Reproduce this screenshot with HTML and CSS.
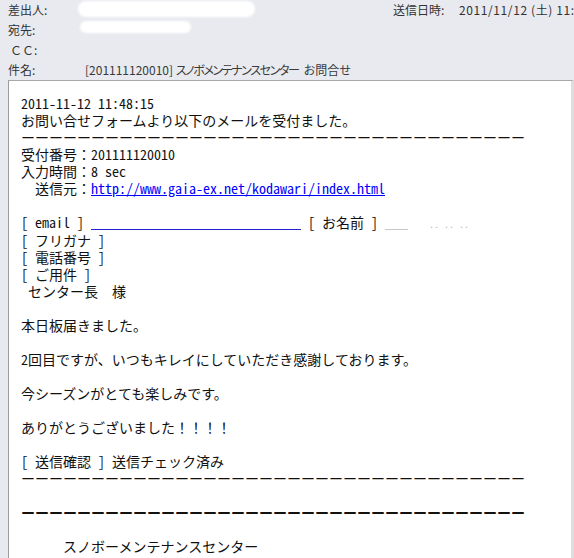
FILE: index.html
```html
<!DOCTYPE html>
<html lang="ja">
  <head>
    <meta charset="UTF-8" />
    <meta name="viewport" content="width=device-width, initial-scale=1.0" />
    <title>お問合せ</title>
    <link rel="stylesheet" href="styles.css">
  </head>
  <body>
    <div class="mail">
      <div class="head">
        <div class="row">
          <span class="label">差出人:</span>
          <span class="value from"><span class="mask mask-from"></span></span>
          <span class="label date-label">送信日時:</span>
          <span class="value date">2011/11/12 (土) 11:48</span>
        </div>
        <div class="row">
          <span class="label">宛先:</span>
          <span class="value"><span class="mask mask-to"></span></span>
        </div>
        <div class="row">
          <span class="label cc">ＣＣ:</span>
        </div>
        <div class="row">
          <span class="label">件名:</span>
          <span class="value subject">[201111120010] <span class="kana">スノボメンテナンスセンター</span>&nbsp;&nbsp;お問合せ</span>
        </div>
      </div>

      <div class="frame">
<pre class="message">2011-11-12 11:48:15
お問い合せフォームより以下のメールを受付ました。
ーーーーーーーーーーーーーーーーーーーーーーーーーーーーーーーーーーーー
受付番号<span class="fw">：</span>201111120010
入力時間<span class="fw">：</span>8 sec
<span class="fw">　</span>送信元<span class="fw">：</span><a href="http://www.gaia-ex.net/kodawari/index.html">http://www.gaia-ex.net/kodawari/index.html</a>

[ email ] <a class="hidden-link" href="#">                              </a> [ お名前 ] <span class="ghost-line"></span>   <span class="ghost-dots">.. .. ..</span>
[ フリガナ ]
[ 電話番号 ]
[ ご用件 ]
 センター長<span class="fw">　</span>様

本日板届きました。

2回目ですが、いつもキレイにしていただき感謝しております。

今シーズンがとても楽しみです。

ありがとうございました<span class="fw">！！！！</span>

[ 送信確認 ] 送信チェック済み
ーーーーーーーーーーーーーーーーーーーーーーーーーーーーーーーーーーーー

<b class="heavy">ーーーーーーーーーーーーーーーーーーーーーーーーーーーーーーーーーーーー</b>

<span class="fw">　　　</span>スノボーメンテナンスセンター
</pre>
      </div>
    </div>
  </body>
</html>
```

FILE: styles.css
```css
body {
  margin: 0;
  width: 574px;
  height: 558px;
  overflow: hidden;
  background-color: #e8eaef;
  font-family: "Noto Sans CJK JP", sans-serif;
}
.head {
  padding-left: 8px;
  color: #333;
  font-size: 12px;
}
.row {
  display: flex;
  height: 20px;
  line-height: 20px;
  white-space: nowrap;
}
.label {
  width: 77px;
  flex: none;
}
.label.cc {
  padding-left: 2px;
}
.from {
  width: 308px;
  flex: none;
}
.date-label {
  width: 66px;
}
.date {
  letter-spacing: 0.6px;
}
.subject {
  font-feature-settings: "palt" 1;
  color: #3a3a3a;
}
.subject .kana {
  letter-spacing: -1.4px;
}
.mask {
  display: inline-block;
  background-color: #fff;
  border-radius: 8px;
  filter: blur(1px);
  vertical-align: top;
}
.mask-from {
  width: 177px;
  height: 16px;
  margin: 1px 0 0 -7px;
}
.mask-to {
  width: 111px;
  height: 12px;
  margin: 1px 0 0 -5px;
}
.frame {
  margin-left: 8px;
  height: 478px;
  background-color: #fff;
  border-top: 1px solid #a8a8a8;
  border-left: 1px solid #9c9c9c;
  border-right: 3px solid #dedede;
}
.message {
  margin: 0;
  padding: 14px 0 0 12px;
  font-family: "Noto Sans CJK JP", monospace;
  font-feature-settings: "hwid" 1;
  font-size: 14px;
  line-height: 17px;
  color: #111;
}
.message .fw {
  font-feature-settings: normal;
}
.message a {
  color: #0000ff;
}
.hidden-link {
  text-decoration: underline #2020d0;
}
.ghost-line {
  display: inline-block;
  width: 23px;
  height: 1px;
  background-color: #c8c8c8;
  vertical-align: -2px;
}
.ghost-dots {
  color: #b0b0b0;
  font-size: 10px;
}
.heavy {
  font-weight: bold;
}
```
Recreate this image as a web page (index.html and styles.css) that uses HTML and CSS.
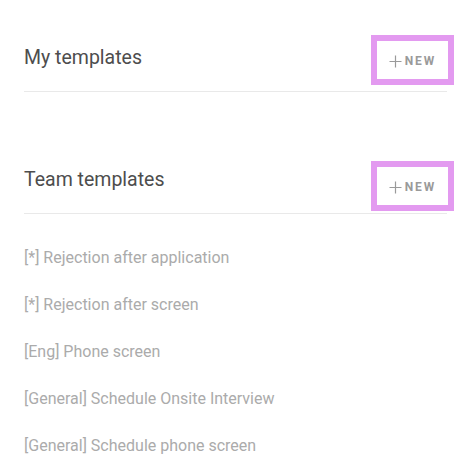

TASK DETAILS: Every entry should be returned exactly as written, minus the pictures.

RESPONSE TO THIS EXERCISE:
Reproduce this screenshot with HTML and CSS.
FILE: index.html
```html
<!DOCTYPE html>
<html lang="ja">
  <head>
    <meta charset="UTF-8" />
    <meta name="viewport" content="width=device-width, initial-scale=1.0" />
    <title>お問合せ</title>
    <link rel="stylesheet" href="styles.css">
  </head>
  <body>
    <div class="mail">
      <div class="head">
        <div class="row">
          <span class="label">差出人:</span>
          <span class="value from"><span class="mask mask-from"></span></span>
          <span class="label date-label">送信日時:</span>
          <span class="value date">2011/11/12 (土) 11:48</span>
        </div>
        <div class="row">
          <span class="label">宛先:</span>
          <span class="value"><span class="mask mask-to"></span></span>
        </div>
        <div class="row">
          <span class="label cc">ＣＣ:</span>
        </div>
        <div class="row">
          <span class="label">件名:</span>
          <span class="value subject">[201111120010] <span class="kana">スノボメンテナンスセンター</span>&nbsp;&nbsp;お問合せ</span>
        </div>
      </div>

      <div class="frame">
<pre class="message">2011-11-12 11:48:15
お問い合せフォームより以下のメールを受付ました。
ーーーーーーーーーーーーーーーーーーーーーーーーーーーーーーーーーーーー
受付番号<span class="fw">：</span>201111120010
入力時間<span class="fw">：</span>8 sec
<span class="fw">　</span>送信元<span class="fw">：</span><a href="http://www.gaia-ex.net/kodawari/index.html">http://www.gaia-ex.net/kodawari/index.html</a>

[ email ] <a class="hidden-link" href="#">                              </a> [ お名前 ] <span class="ghost-line"></span>   <span class="ghost-dots">.. .. ..</span>
[ フリガナ ]
[ 電話番号 ]
[ ご用件 ]
 センター長<span class="fw">　</span>様

本日板届きました。

2回目ですが、いつもキレイにしていただき感謝しております。

今シーズンがとても楽しみです。

ありがとうございました<span class="fw">！！！！</span>

[ 送信確認 ] 送信チェック済み
ーーーーーーーーーーーーーーーーーーーーーーーーーーーーーーーーーーーー

<b class="heavy">ーーーーーーーーーーーーーーーーーーーーーーーーーーーーーーーーーーーー</b>

<span class="fw">　　　</span>スノボーメンテナンスセンター
</pre>
      </div>
    </div>
  </body>
</html>
```

FILE: styles.css
```css
body {
  margin: 0;
  width: 574px;
  height: 558px;
  overflow: hidden;
  background-color: #e8eaef;
  font-family: "Noto Sans CJK JP", sans-serif;
}
.head {
  padding-left: 8px;
  color: #333;
  font-size: 12px;
}
.row {
  display: flex;
  height: 20px;
  line-height: 20px;
  white-space: nowrap;
}
.label {
  width: 77px;
  flex: none;
}
.label.cc {
  padding-left: 2px;
}
.from {
  width: 308px;
  flex: none;
}
.date-label {
  width: 66px;
}
.date {
  letter-spacing: 0.6px;
}
.subject {
  font-feature-settings: "palt" 1;
  color: #3a3a3a;
}
.subject .kana {
  letter-spacing: -1.4px;
}
.mask {
  display: inline-block;
  background-color: #fff;
  border-radius: 8px;
  filter: blur(1px);
  vertical-align: top;
}
.mask-from {
  width: 177px;
  height: 16px;
  margin: 1px 0 0 -7px;
}
.mask-to {
  width: 111px;
  height: 12px;
  margin: 1px 0 0 -5px;
}
.frame {
  margin-left: 8px;
  height: 478px;
  background-color: #fff;
  border-top: 1px solid #a8a8a8;
  border-left: 1px solid #9c9c9c;
  border-right: 3px solid #dedede;
}
.message {
  margin: 0;
  padding: 14px 0 0 12px;
  font-family: "Noto Sans CJK JP", monospace;
  font-feature-settings: "hwid" 1;
  font-size: 14px;
  line-height: 17px;
  color: #111;
}
.message .fw {
  font-feature-settings: normal;
}
.message a {
  color: #0000ff;
}
.hidden-link {
  text-decoration: underline #2020d0;
}
.ghost-line {
  display: inline-block;
  width: 23px;
  height: 1px;
  background-color: #c8c8c8;
  vertical-align: -2px;
}
.ghost-dots {
  color: #b0b0b0;
  font-size: 10px;
}
.heavy {
  font-weight: bold;
}
```
Recreate this image as a web page (index.html and styles.css) that uses HTML and CSS.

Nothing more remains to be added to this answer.